In addition to assigning codewords to symbols, we also need to format the codewords so that they can be easily used for encoding and decoding. Systems that use Huffman encoding often store codewords in bit-reversed order. This can make the decoding process easier since the bits are stored in the same order that the tree is traversed during decoding, from root node to leaf node.
The code implementing the \lstinline{create_codewords} function is shown in Figure \ref{fig:huffman_create_codeword.cpp}. \lstinline{symbol_bits[]} contains the length of the codeword for each symbol and \lstinline{codeword_length_histogram[]} contains the number of codewords with each length.
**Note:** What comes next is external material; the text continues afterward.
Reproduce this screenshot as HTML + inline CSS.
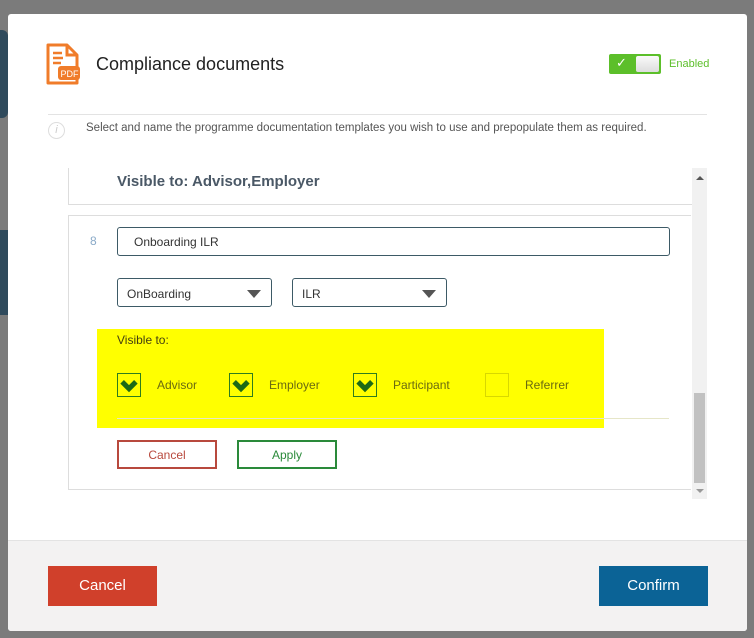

The output \lstinline{encoding[]} represents the encoding for each symbol. Each element consists of the actual codeword and the length of each codeword packed together. The maximum length of a codeword is given by the \lstinline{MAX_CODEWORD_LENGTH} parameter. In turn, this determines the number of bits required to hold the codeword, which is given by \lstinline{CODEWORD_LENGTH_BITS}. The \lstinline{CODEWORD_LENGTH_BITS} least significant bits of each element in the \lstinline{encoding} array contains the same value received from the input array \lstinline{symbol_bits}. The high order \lstinline{MAX_CODEWORD_LENGTH} bits of each \lstinline{encoding} element contains the actual codeword. Using 27 bits for \lstinline{MAX_CODEWORD_LENGTH} resulting in \lstinline{CODEWORD_LENGTH_BITS} of 5 is a particularly useful combination, since each element of \lstinline{encoding[]} fits in a single 32-bit word.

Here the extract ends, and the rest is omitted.